Let’s call this movie the Matz Experiment, a discomforting experience that has already run its course inside three seasons. Has it really been that long since the Cards swiped the wrong way on Marcus Stroman and any other available arm with a steady pulse? What started off shipwrecked in 2022 and found kinder shores last season in a smaller dose has run into turbulence again. There’s few ways out with a guy who hasn’t been sharp in a few years. Do me a favor and don’t celebrate a 3.86 ERA too hard. It’s barely above average in today’s game. That’s like hanging onto your son’s participation trophy when he’s over the age of 30.
Matz is “meh” to the highest degree, just like Leake, the pitcher the team paid even after he was sent out doesn’t even pitch anymore. It’s a good thing he made enough from St.
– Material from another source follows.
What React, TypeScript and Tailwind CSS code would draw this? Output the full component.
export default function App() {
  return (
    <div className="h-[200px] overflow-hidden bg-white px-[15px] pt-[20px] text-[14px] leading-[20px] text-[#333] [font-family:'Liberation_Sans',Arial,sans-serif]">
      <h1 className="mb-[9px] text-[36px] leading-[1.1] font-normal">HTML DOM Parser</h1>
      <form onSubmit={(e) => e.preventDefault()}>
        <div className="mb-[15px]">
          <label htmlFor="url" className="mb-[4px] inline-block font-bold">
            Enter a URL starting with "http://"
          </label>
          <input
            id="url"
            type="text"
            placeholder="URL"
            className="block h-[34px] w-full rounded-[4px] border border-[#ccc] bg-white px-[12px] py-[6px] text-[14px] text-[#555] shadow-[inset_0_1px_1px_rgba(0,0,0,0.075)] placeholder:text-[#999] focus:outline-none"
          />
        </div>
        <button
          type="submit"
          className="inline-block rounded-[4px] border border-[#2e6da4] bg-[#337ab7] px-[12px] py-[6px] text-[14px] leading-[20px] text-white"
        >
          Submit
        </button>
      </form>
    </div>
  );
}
Louis on a five year contract that it’s okay if he threw his last pitch in the same year as the last time the team won a playoff series: 2019.
Leake was the epitome of unremarkable. The kind of pitcher you talk about his hitting in order to cover up the smell of his mediocre pitching. He pitched for a year and a half with STL before being shipped to Seattle with cash. The ERA, strikeouts per nine, and WHIP all sat below average. He’d stun with a good stretch, and then get stuck in crap.
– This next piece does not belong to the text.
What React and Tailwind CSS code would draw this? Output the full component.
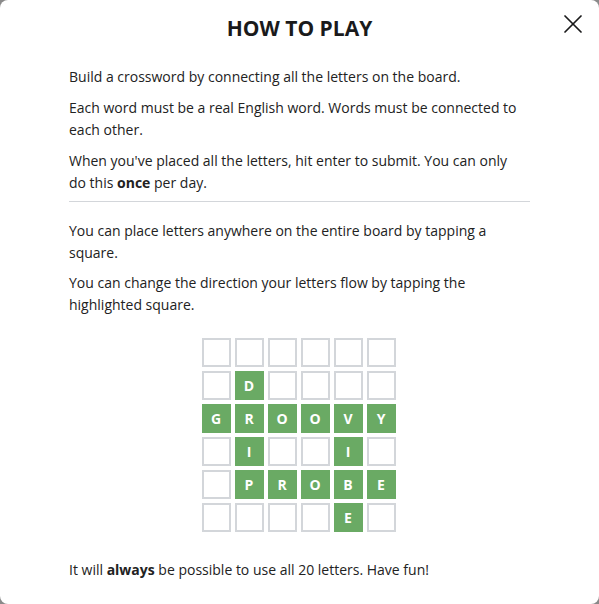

Matz is either a dull, largely ineffective pitcher or he’s hurt, which became official Friday afternoon with a IL stint and Memphis recall. He’s a better reliever than a starter, something the team briefly used in 2022. He owns a 4.58 ERA with St. Louis, including just 33 starts in two plus seasons. When he comes back, there won’t be much change.
The same guy who can’t handle a lineup the third (second?) time through will struggle again. There’ll be a start where he blows us away, and then another three where he blows the chance of winning away before half the game can reach its end.
Just remember, he’s the reason, the real one, why the Cardinals didn’t sign Jordan Montgomery. The media shame in publicly declaring the Matz starter trial would be too much, and there’s the $11 million going his way. Still, they could have made the deal and switched the spots. John Mozeliak either had his balls clipped by Bill DeWitt Jr., or he’s a guy who makes bad deals. For every Sonny Gray, there’s three Matz-type contracts.
The bad thing is repeating mistakes. Doing them over and over. Stroman was there, and they chose Matz. Montgomery was there, and they kept Matz as a starter.
Big mistake. That’s why it’s mildly infuriating when Mozeliak tells a media member this week that he likes where the ballclub is at, and has faith in them. Like a proud parent of a kid with a D- grade-point-average who just smacked a student at recess, he’s doubling down on his chaos. It’s his beast that we’re watching, one with both uplifting aspects (SONNY!) and underwhelming (Matz, Miles Mikolas sometimes) elements.
As of Friday late afternoon, St. Louis is 14-17, good for fourth in the N.L. Central. They’re preparing to face the lowly Chicago White Sox, who enter play with six wins to their name. If the Cardinals don’t sweep, it’s a crime. If they get two of three, it’s disappointing yet fitting.
Signing Matz, when there were better options out there, was disappointing yet fitting for a franchise that stumbles a lot these days. Hitting wasn’t a problem last year until Brendan Donovan went down and the team waved a large white flag. This year, they’re unable to hit and that places a huge scope on the pitching.
Mozeliak must have thought the Cardinals would hit better, hoping his incomplete offseason pitching mission was going to work. Per usual, he does just enough right to get your interest and eventually piss you off. He could have put a nice bandage on his Matz contract by tapping into his strengths, and getting the team better pitching to cover up his mistake.
Instead, Matz will return after his back heals. Bet on it.
Agents and rival GMs must love facing off against Mozeliak. To quote the brilliant opening line of a certain movie: “If you can’t spot the sucker in your first half hour at the table, then you are the sucker.” I’ll leave it up to you to decide how that applies to Mozeliak.